* _Task requirements_:
Gather each line containing the string "React" from these entries.

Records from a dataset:
--- start ---
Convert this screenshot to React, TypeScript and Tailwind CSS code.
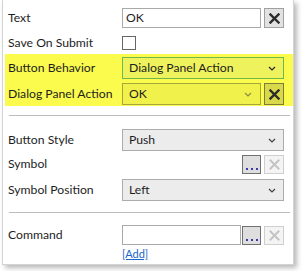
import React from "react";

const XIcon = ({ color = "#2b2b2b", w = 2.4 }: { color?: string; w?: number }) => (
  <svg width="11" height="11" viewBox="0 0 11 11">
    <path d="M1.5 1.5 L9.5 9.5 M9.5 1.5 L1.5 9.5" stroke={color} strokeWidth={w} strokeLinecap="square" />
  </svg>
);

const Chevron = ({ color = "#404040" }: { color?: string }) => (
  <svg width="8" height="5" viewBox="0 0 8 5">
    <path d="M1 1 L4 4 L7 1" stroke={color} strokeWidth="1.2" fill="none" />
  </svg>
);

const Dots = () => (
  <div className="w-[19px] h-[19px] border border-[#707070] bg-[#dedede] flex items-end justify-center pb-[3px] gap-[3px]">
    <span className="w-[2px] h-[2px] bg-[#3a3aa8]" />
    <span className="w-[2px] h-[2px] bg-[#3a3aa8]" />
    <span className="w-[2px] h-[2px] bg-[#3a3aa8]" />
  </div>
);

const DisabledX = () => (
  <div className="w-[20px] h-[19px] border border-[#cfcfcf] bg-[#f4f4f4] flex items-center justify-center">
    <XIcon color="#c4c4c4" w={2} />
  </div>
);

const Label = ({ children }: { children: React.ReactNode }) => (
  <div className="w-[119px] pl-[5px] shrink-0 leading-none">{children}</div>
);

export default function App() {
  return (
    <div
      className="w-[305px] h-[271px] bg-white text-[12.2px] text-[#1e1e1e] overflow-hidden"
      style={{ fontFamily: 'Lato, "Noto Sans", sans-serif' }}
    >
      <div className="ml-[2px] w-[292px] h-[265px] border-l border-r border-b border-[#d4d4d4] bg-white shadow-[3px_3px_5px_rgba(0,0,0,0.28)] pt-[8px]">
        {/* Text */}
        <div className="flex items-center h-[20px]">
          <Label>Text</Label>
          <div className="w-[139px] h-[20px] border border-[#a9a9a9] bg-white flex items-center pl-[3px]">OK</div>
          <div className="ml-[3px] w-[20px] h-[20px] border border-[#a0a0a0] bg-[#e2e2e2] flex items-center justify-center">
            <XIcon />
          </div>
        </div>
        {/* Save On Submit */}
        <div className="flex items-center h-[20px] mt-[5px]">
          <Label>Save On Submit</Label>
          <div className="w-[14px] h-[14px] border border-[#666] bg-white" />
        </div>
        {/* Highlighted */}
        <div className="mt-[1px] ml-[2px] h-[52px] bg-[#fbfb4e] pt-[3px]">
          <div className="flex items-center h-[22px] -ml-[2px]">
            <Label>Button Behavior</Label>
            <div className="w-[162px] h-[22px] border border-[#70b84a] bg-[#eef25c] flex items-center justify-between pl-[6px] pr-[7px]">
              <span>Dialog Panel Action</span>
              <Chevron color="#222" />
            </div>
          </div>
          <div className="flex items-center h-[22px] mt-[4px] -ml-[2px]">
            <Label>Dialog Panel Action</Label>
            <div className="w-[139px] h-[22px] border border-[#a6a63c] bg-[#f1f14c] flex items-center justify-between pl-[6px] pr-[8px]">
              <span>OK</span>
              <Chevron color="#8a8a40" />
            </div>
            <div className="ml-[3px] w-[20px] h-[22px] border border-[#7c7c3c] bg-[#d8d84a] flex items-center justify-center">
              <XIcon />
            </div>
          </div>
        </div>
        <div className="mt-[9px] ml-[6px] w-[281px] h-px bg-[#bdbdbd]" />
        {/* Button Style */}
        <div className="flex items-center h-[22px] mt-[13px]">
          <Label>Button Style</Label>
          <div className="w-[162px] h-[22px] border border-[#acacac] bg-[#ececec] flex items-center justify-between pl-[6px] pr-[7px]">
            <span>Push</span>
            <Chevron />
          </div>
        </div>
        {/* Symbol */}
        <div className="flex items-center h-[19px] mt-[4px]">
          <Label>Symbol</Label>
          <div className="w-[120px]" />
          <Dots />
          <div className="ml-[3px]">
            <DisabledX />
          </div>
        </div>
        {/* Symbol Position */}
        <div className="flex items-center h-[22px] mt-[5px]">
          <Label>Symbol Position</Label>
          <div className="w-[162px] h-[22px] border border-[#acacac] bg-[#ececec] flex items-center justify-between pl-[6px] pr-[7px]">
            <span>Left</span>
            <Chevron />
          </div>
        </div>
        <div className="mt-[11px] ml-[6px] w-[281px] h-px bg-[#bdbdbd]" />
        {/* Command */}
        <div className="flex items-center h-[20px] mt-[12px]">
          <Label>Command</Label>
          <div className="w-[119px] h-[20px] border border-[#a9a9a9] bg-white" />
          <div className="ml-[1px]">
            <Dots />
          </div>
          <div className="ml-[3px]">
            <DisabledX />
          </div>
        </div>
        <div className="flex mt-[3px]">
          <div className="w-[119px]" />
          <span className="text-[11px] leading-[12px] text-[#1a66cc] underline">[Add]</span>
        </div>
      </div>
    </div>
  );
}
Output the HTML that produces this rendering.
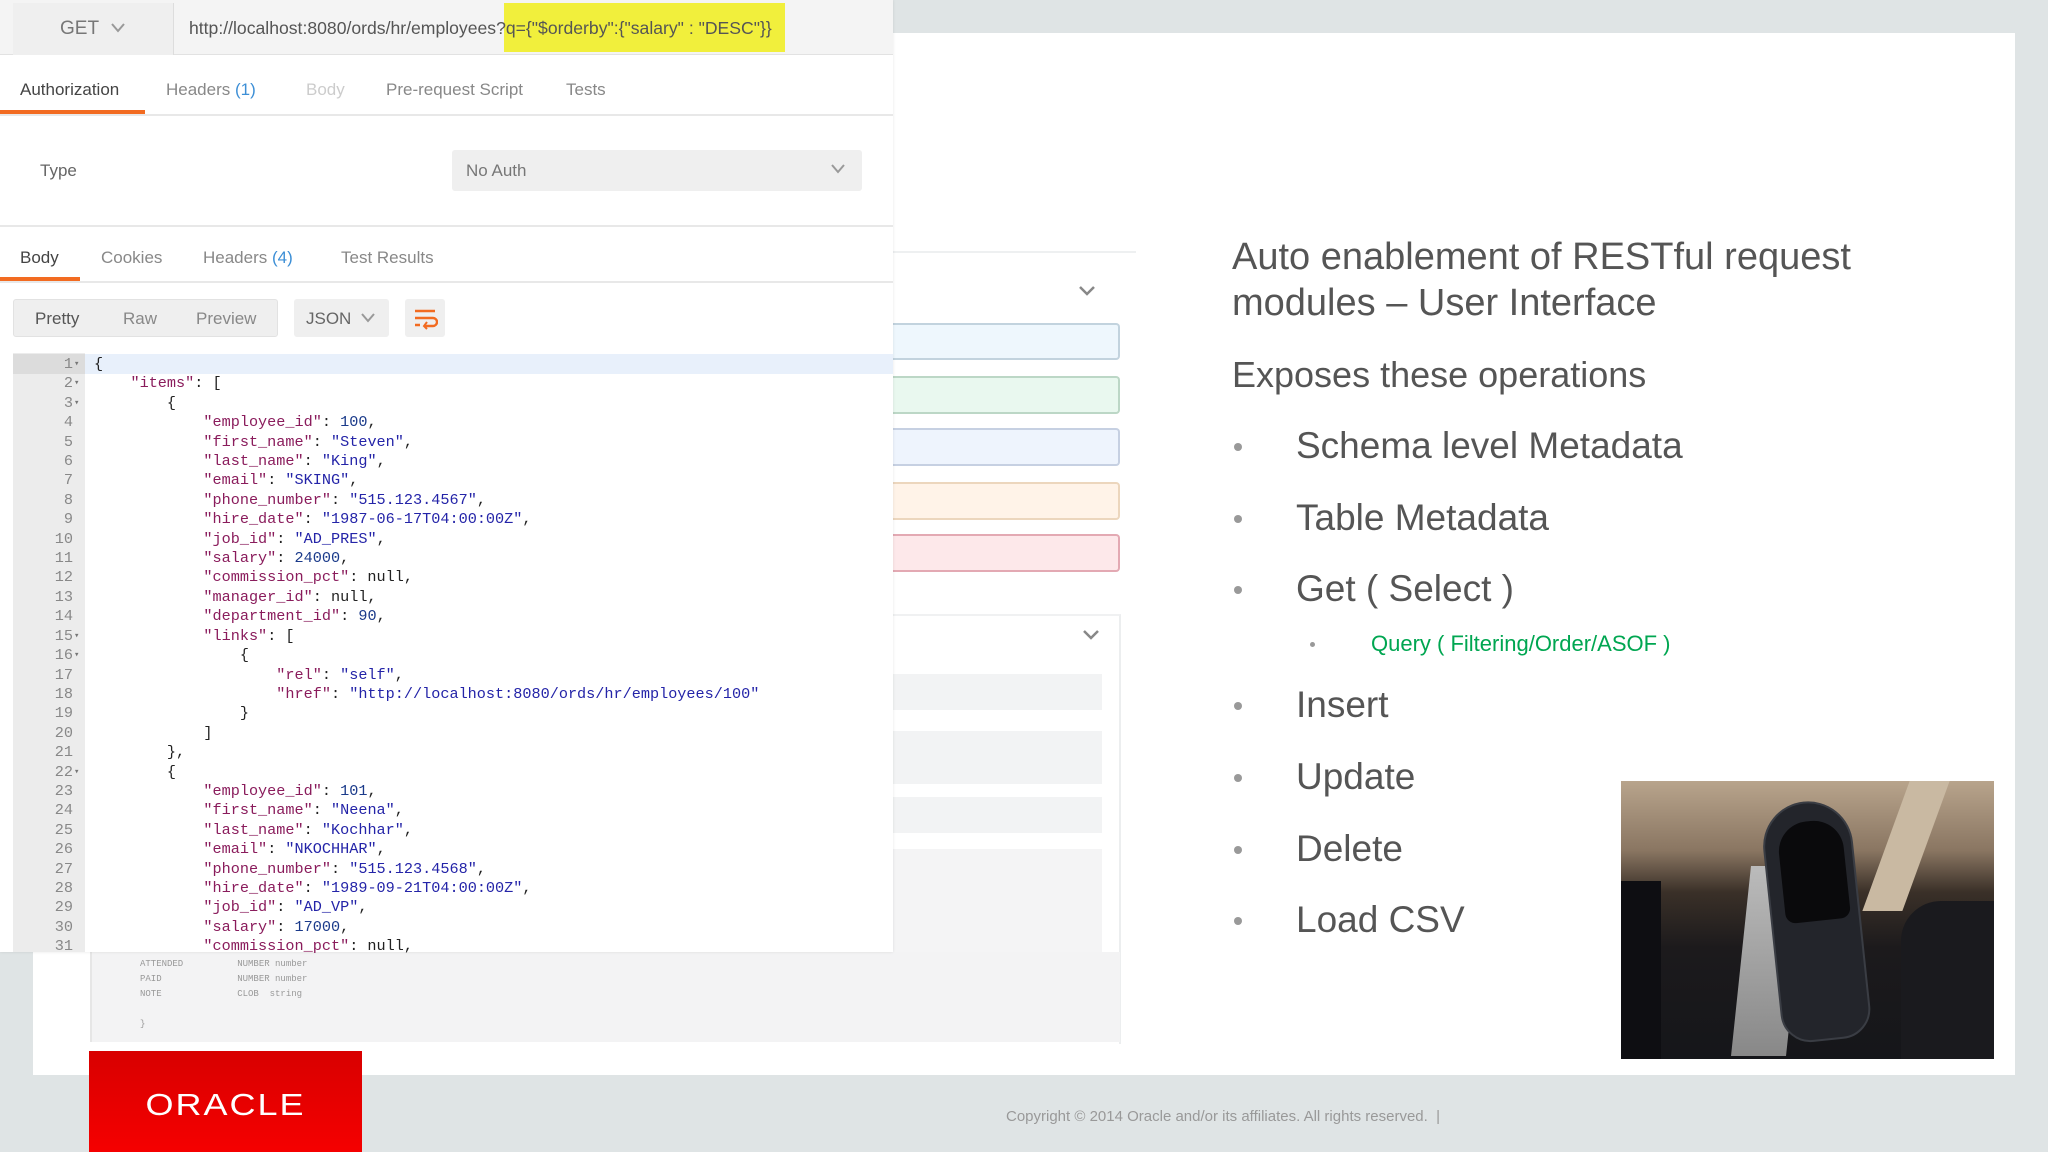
--- end ---
* _Solution to this problem_:
Convert this screenshot to React, TypeScript and Tailwind CSS code.
import React from "react";
const Label = ({ children }: { children: React.ReactNode }) => (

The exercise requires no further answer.